Философия Киреевского, т. е. главное содержание и основной нерв ее — его учение о характере познания Истины, вытекает из аскетического и мистического опыта Церкви. Ему как бы постоянно предносятся эти слова Ап. Павла: «Мы же с открытым лицом… взирая на славу Господню, преображаемся в тот же образ, от славы в славу, как от Господня Духа» (2 Кор. 3.18). При познании Истины мы сами изменяемся. Если мы не изменяемся, не преображаемся, не растем духовно, то мы не можем познать Истину, ибо абсолютная Истина, т. е. Истина Божественная, та, которой одной только принадлежит имя Истины, требует всего человека, отдания себе всего человека, он должен врастать в нее — всеми силами существа своего — и изменяться. Это есть творческий акт: Истина, через наше познавание ее, творит в нас и из нас нового человека. Особенно красноречиво и проникновенно высказал это Киреевский в отрывках и набросках к задуманному им жизненному труду своему, а также и в своем знаменитом философском очерке: «О необходимости и возможности новых начал для философии», который является как бы первой частью этого большого будущего труда и был напечатан еще при жизни Киреевского (за несколько месяцев до его смерти). Эти отрывки являются как бы русской параллелью к гениальным «Pensees» Паскаля: та же роковая внешняя причина их недоконченности (смерть еще во цвете лет: Киреевскому только что исполнилось 50 лет, он был в самом расцвете своей духовной и умственной силы). И та же большая сила и напряженность. По глубине и силе трудно вообще сравнивать какие–либо произведения философской мысли с «Мыслями» Паскаля, но многие места из Отрывков Киреевского могут выдержать эти сравнения.
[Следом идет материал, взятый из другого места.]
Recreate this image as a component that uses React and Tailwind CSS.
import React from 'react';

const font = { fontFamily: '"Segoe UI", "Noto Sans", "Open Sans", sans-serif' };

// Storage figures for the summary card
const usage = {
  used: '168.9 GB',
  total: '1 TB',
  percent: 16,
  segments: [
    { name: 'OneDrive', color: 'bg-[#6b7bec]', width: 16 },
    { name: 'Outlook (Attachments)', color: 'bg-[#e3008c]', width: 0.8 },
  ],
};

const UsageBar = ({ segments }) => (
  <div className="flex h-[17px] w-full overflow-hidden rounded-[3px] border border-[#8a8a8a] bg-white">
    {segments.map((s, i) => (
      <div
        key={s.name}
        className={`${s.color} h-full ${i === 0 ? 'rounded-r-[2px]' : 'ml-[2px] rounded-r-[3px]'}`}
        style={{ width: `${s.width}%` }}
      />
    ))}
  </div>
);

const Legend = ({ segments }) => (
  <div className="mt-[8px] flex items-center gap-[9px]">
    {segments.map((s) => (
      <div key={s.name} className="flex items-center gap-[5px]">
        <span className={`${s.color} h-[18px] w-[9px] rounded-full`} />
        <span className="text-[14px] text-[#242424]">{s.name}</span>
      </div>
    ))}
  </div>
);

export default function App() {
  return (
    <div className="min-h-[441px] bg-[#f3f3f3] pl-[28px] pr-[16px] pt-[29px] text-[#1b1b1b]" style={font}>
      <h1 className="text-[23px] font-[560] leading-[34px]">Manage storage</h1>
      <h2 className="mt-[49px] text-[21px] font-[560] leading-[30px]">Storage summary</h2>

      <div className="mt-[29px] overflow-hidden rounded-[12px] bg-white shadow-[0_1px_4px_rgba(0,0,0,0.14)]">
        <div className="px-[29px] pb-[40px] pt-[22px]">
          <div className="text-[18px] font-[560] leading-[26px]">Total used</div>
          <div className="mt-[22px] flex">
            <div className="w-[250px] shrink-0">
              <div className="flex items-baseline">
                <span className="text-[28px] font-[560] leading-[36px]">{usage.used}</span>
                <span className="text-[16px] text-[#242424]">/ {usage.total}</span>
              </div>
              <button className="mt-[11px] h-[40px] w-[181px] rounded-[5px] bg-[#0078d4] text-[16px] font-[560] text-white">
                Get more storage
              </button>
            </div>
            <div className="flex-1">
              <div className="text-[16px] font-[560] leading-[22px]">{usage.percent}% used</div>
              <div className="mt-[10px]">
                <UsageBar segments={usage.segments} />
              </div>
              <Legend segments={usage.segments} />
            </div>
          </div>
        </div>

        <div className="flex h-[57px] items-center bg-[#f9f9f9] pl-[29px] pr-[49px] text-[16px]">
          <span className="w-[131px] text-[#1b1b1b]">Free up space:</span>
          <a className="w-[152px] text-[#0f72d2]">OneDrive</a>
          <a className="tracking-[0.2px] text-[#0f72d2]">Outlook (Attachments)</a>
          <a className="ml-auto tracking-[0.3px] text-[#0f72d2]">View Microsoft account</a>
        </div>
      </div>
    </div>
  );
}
Следующим образом рисует он, например в одном из Отрывков живое общение души с Истиной: «Живые Истины не те, которые составляют мертвый капитал в уме человека, которые лежат на поверхности его ума и могут приобретаться внешним учением, но те, которые зажигают душу, которые могут гореть и погаснуть, которые дают жизнь жизни [404], которые сохраняются в тайне сердечной и, по природе своей, не могут быть явными и общими для всех; ибо, выражаясь в словах, остаются незамеченными, выражаясь в делах, остаются непонятными для тех, кто не испытал их непосредственного прикосновения. По этой же причине особенно драгоценны для каждого Христианина писания Св. Отцов. Они говорят о стране, в которой были (Полное Собрание Сочинений, изд. 1,11 г. Отрывки I, 278). Подниматься нам самим в беспрерывном борении с напряжением на все высший уровень — на уровень Истины, жизнью своею стоять пред лицом Истины, — вот, предпосылка религиозного, т. е. истинно–целостного, познания. Начала и путь этого познания Киреевский находит преподанными в наставлениях и опыте великих мистиков и учителей духовной жизни Православной Церкви.